Let's change pages for a second. Can we talk about how much I despise Lincare Medical?
Here's a reminder why:
- When Annabelle was about 5 months old. I noticed we were getting low on formula. This was Wednesday evening. I called Lincare first thing Thursday morning and asked why I hadn't received my shipment. Everyone was clueless and they promised they would expedite the order. That's great, however, I will run out of formula before the order arrives on Monday, I need cans NOW! The lady over the phone assured me that a dietician would be out to my house to deliver a couple cans tomorrow (Friday). I was learly but I said ok. Of course, Friday afternoon, I never saw a dietician. I called the office and got an attitude from the first girl, shortly after disconnected. Called again and was transfered to who I needed to speak with. I stayed on hold for 10+ minutes before calling back, when I did, they were closed. I called the emergency, after hours number repeatedly and never got a call back. I ended up spending 8 hours calling EVERY SINGLE pharmacy, hospital, hospital pharmacy, doctors office, patient first, kidmed, pediatrician until I finally broke down in tears and didn't know what to do. It was 10:00pm on a Friday night and my baby LITERALLY didn't have any food to last the weekend. I called the CJW NICU and asked for any insight. The sweet nurse dug thru an old cabinet and found ONE can that was expiring that month. She hand delivered it to my house the next morning at 7:00am. She is an angel. The shipment didn't arrive until Tuesday evening and I never heard from Lincare.
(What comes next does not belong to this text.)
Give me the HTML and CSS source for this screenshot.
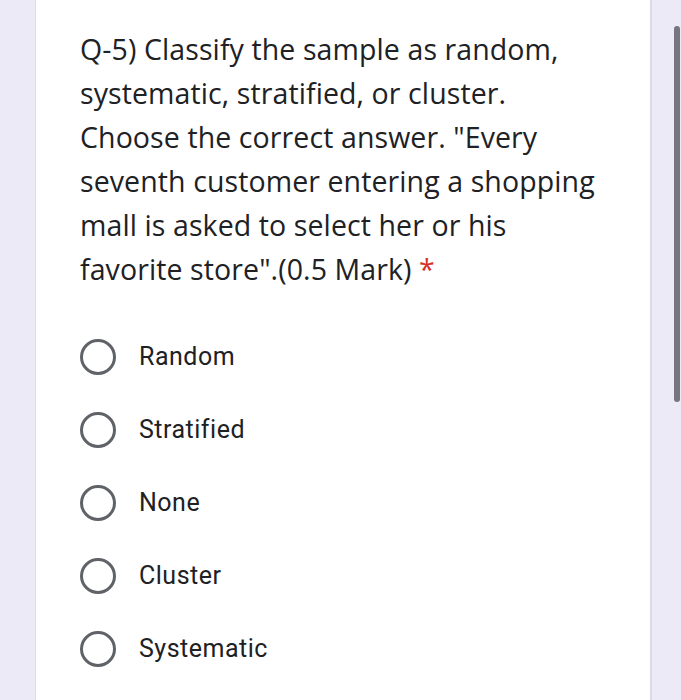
FILE: index.html
```html
<!DOCTYPE html>
<html>
<head>
<meta charset="utf-8">
<link rel="stylesheet" href="styles.css">
</head>
<body>
<div class="page">
  <div class="card">
    <div class="question">Q-5) Classify the sample as random,<br>systematic, stratified, or cluster.<br>Choose the correct answer. "Every<br>seventh customer entering a shopping<br>mall is asked to select her or his<br>favorite store".(0.5 Mark) <span class="req">*</span></div>
    <div class="options">
      <div class="option"><span class="radio"></span><span class="label">Random</span></div>
      <div class="option"><span class="radio"></span><span class="label">Stratified</span></div>
      <div class="option"><span class="radio"></span><span class="label">None</span></div>
      <div class="option"><span class="radio"></span><span class="label">Cluster</span></div>
      <div class="option"><span class="radio"></span><span class="label">Systematic</span></div>
    </div>
  </div>
  <div class="scrollbar"></div>
</div>
</body>
</html>
```
FILE: styles.css
```css
html, body {
  margin: 0;
  padding: 0;
  background: #edeaf7;
  height: 700px;
  overflow: hidden;
}
.page {
  position: relative;
  width: 681px;
  height: 700px;
}
.card {
  margin-left: 35px;
  width: 617px;
  height: 700px;
  background: #fff;
  border-left: 1px solid #dcdae2;
  border-right: 2px solid #dcdae2;
  padding: 27px 0 0 44px;
  box-sizing: border-box;
}
.question {
  font-family: "Open Sans", Roboto, sans-serif;
  font-size: 28.5px;
  letter-spacing: 0.1px;
  line-height: 44px;
  color: #202124;
  white-space: nowrap;
}
.req {
  color: #d93025;
}
.options {
  margin-top: 29px;
  display: flex;
  flex-direction: column;
}
.option {
  height: 73px;
  display: flex;
  align-items: center;
}
.radio {
  width: 30px;
  height: 30px;
  border: 3px solid #5f6368;
  border-radius: 50%;
  flex: none;
}
.label {
  margin-left: 23px;
  font-family: Roboto, "Liberation Sans", sans-serif;
  font-size: 25px;
  letter-spacing: 0.5px;
  color: #202124;
}
.scrollbar {
  position: absolute;
  left: 674px;
  top: 26px;
  width: 6px;
  height: 376px;
  background: #77757f;
  border-radius: 3px;
}
```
- After this incident, I began researching ways to find the formula cheaper. We were being billed $3,192/mo for the unreliable shipments and with a quick internet search, I found that I could order the formula from the manufacturer myself, without having to go thru the medical supplier!
- Lincare supplier = $95/can
- Directly from manufacturer = $35/can
Highlight!
The weather outside is ABSOLUTELY BEAUTIFUL! For the first time, we're feeling sunshine and warm days. I couldn't be happier.